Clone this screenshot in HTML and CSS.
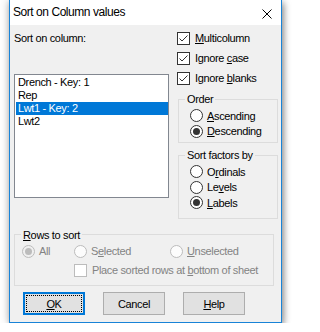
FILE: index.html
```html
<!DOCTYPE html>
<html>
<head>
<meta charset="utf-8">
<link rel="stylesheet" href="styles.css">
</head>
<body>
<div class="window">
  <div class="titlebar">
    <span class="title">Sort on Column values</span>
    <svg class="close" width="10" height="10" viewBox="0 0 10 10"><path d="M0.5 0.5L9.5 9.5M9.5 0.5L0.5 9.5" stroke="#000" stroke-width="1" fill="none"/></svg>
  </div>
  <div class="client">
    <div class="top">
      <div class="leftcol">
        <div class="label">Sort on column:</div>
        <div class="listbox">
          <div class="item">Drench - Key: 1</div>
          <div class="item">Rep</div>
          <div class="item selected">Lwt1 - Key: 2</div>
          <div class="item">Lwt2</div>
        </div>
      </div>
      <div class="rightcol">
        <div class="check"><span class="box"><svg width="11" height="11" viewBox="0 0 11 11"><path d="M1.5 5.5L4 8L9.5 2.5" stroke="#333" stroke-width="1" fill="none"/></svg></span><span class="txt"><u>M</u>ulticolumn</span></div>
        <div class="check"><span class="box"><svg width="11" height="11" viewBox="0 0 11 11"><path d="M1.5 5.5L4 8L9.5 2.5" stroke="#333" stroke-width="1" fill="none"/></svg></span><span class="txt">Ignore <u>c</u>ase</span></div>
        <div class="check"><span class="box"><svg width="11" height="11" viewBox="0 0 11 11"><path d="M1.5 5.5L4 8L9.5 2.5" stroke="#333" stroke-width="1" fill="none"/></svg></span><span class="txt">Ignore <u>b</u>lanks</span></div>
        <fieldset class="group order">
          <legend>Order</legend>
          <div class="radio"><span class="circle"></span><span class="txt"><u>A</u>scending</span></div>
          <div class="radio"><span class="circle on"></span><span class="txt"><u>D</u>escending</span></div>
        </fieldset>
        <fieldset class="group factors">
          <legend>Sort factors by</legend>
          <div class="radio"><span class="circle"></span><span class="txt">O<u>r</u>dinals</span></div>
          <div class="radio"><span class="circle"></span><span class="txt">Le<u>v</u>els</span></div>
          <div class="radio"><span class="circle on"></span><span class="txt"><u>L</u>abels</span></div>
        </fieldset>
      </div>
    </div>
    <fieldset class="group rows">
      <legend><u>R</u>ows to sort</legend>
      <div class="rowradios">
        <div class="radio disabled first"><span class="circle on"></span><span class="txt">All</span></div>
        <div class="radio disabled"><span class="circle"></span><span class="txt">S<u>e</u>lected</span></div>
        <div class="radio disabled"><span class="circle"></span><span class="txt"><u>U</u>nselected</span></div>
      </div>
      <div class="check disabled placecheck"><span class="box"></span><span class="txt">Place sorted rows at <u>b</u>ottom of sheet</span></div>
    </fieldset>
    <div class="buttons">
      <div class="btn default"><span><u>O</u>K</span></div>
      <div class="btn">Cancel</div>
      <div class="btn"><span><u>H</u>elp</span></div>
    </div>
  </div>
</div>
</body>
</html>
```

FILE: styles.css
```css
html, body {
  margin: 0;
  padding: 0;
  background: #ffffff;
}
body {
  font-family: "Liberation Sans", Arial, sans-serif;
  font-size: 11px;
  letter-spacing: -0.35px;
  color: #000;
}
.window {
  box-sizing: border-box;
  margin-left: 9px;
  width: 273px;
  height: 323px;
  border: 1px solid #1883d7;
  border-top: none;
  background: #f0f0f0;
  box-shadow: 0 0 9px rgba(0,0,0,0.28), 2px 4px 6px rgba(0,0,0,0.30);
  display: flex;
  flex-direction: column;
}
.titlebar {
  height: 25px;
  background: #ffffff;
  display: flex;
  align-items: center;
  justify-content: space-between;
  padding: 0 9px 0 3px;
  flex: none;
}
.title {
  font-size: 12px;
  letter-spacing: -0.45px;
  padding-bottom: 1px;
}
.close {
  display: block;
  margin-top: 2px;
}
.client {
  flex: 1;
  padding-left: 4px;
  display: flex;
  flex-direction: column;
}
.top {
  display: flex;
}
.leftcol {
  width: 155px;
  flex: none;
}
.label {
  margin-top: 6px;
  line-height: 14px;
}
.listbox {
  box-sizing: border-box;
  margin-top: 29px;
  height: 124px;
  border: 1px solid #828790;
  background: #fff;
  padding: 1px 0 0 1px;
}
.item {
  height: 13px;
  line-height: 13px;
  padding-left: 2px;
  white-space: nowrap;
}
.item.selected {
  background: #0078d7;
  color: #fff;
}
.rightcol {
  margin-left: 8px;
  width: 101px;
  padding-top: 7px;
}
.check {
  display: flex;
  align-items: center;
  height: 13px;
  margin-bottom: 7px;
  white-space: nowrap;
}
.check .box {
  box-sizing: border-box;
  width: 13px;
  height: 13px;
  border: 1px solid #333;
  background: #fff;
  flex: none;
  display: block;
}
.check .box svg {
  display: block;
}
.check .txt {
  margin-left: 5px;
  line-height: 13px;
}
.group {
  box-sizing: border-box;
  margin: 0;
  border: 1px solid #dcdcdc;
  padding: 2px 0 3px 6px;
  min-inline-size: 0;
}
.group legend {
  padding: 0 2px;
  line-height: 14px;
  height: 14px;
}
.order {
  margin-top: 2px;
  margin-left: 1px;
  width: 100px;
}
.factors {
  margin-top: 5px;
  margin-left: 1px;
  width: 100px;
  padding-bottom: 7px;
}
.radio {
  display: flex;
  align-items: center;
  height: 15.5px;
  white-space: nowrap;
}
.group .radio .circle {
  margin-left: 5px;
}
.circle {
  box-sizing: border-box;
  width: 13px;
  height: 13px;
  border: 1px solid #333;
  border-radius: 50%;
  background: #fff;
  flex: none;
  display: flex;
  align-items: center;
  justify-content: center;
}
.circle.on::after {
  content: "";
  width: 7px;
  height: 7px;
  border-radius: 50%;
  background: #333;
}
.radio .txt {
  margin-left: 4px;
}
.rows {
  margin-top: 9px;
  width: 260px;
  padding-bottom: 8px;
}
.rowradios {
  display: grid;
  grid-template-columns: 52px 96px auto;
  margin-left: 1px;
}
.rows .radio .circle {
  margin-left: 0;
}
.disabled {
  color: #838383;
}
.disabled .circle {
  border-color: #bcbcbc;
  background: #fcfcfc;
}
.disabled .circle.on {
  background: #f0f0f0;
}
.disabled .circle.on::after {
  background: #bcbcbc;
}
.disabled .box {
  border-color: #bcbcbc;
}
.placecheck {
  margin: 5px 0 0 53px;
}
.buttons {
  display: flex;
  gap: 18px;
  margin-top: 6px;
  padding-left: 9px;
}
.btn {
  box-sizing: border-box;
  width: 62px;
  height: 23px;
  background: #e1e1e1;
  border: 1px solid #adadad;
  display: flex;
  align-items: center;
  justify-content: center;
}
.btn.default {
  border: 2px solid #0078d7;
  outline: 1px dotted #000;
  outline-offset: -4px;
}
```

##############################

EXERCISE REQUIREMENTS: Set down the material exactly, every line of it, except for the pictures.

FINISHED TASK:
Clone this screenshot in HTML and CSS.
FILE: index.html
```html
<!DOCTYPE html>
<html>
<head>
<meta charset="utf-8">
<link rel="stylesheet" href="styles.css">
</head>
<body>
<div class="window">
  <div class="titlebar">
    <span class="title">Sort on Column values</span>
    <svg class="close" width="10" height="10" viewBox="0 0 10 10"><path d="M0.5 0.5L9.5 9.5M9.5 0.5L0.5 9.5" stroke="#000" stroke-width="1" fill="none"/></svg>
  </div>
  <div class="client">
    <div class="top">
      <div class="leftcol">
        <div class="label">Sort on column:</div>
        <div class="listbox">
          <div class="item">Drench - Key: 1</div>
          <div class="item">Rep</div>
          <div class="item selected">Lwt1 - Key: 2</div>
          <div class="item">Lwt2</div>
        </div>
      </div>
      <div class="rightcol">
        <div class="check"><span class="box"><svg width="11" height="11" viewBox="0 0 11 11"><path d="M1.5 5.5L4 8L9.5 2.5" stroke="#333" stroke-width="1" fill="none"/></svg></span><span class="txt"><u>M</u>ulticolumn</span></div>
        <div class="check"><span class="box"><svg width="11" height="11" viewBox="0 0 11 11"><path d="M1.5 5.5L4 8L9.5 2.5" stroke="#333" stroke-width="1" fill="none"/></svg></span><span class="txt">Ignore <u>c</u>ase</span></div>
        <div class="check"><span class="box"><svg width="11" height="11" viewBox="0 0 11 11"><path d="M1.5 5.5L4 8L9.5 2.5" stroke="#333" stroke-width="1" fill="none"/></svg></span><span class="txt">Ignore <u>b</u>lanks</span></div>
        <fieldset class="group order">
          <legend>Order</legend>
          <div class="radio"><span class="circle"></span><span class="txt"><u>A</u>scending</span></div>
          <div class="radio"><span class="circle on"></span><span class="txt"><u>D</u>escending</span></div>
        </fieldset>
        <fieldset class="group factors">
          <legend>Sort factors by</legend>
          <div class="radio"><span class="circle"></span><span class="txt">O<u>r</u>dinals</span></div>
          <div class="radio"><span class="circle"></span><span class="txt">Le<u>v</u>els</span></div>
          <div class="radio"><span class="circle on"></span><span class="txt"><u>L</u>abels</span></div>
        </fieldset>
      </div>
    </div>
    <fieldset class="group rows">
      <legend><u>R</u>ows to sort</legend>
      <div class="rowradios">
        <div class="radio disabled first"><span class="circle on"></span><span class="txt">All</span></div>
        <div class="radio disabled"><span class="circle"></span><span class="txt">S<u>e</u>lected</span></div>
        <div class="radio disabled"><span class="circle"></span><span class="txt"><u>U</u>nselected</span></div>
      </div>
      <div class="check disabled placecheck"><span class="box"></span><span class="txt">Place sorted rows at <u>b</u>ottom of sheet</span></div>
    </fieldset>
    <div class="buttons">
      <div class="btn default"><span><u>O</u>K</span></div>
      <div class="btn">Cancel</div>
      <div class="btn"><span><u>H</u>elp</span></div>
    </div>
  </div>
</div>
</body>
</html>
```

FILE: styles.css
```css
html, body {
  margin: 0;
  padding: 0;
  background: #ffffff;
}
body {
  font-family: "Liberation Sans", Arial, sans-serif;
  font-size: 11px;
  letter-spacing: -0.35px;
  color: #000;
}
.window {
  box-sizing: border-box;
  margin-left: 9px;
  width: 273px;
  height: 323px;
  border: 1px solid #1883d7;
  border-top: none;
  background: #f0f0f0;
  box-shadow: 0 0 9px rgba(0,0,0,0.28), 2px 4px 6px rgba(0,0,0,0.30);
  display: flex;
  flex-direction: column;
}
.titlebar {
  height: 25px;
  background: #ffffff;
  display: flex;
  align-items: center;
  justify-content: space-between;
  padding: 0 9px 0 3px;
  flex: none;
}
.title {
  font-size: 12px;
  letter-spacing: -0.45px;
  padding-bottom: 1px;
}
.close {
  display: block;
  margin-top: 2px;
}
.client {
  flex: 1;
  padding-left: 4px;
  display: flex;
  flex-direction: column;
}
.top {
  display: flex;
}
.leftcol {
  width: 155px;
  flex: none;
}
.label {
  margin-top: 6px;
  line-height: 14px;
}
.listbox {
  box-sizing: border-box;
  margin-top: 29px;
  height: 124px;
  border: 1px solid #828790;
  background: #fff;
  padding: 1px 0 0 1px;
}
.item {
  height: 13px;
  line-height: 13px;
  padding-left: 2px;
  white-space: nowrap;
}
.item.selected {
  background: #0078d7;
  color: #fff;
}
.rightcol {
  margin-left: 8px;
  width: 101px;
  padding-top: 7px;
}
.check {
  display: flex;
  align-items: center;
  height: 13px;
  margin-bottom: 7px;
  white-space: nowrap;
}
.check .box {
  box-sizing: border-box;
  width: 13px;
  height: 13px;
  border: 1px solid #333;
  background: #fff;
  flex: none;
  display: block;
}
.check .box svg {
  display: block;
}
.check .txt {
  margin-left: 5px;
  line-height: 13px;
}
.group {
  box-sizing: border-box;
  margin: 0;
  border: 1px solid #dcdcdc;
  padding: 2px 0 3px 6px;
  min-inline-size: 0;
}
.group legend {
  padding: 0 2px;
  line-height: 14px;
  height: 14px;
}
.order {
  margin-top: 2px;
  margin-left: 1px;
  width: 100px;
}
.factors {
  margin-top: 5px;
  margin-left: 1px;
  width: 100px;
  padding-bottom: 7px;
}
.radio {
  display: flex;
  align-items: center;
  height: 15.5px;
  white-space: nowrap;
}
.group .radio .circle {
  margin-left: 5px;
}
.circle {
  box-sizing: border-box;
  width: 13px;
  height: 13px;
  border: 1px solid #333;
  border-radius: 50%;
  background: #fff;
  flex: none;
  display: flex;
  align-items: center;
  justify-content: center;
}
.circle.on::after {
  content: "";
  width: 7px;
  height: 7px;
  border-radius: 50%;
  background: #333;
}
.radio .txt {
  margin-left: 4px;
}
.rows {
  margin-top: 9px;
  width: 260px;
  padding-bottom: 8px;
}
.rowradios {
  display: grid;
  grid-template-columns: 52px 96px auto;
  margin-left: 1px;
}
.rows .radio .circle {
  margin-left: 0;
}
.disabled {
  color: #838383;
}
.disabled .circle {
  border-color: #bcbcbc;
  background: #fcfcfc;
}
.disabled .circle.on {
  background: #f0f0f0;
}
.disabled .circle.on::after {
  background: #bcbcbc;
}
.disabled .box {
  border-color: #bcbcbc;
}
.placecheck {
  margin: 5px 0 0 53px;
}
.buttons {
  display: flex;
  gap: 18px;
  margin-top: 6px;
  padding-left: 9px;
}
.btn {
  box-sizing: border-box;
  width: 62px;
  height: 23px;
  background: #e1e1e1;
  border: 1px solid #adadad;
  display: flex;
  align-items: center;
  justify-content: center;
}
.btn.default {
  border: 2px solid #0078d7;
  outline: 1px dotted #000;
  outline-offset: -4px;
}
```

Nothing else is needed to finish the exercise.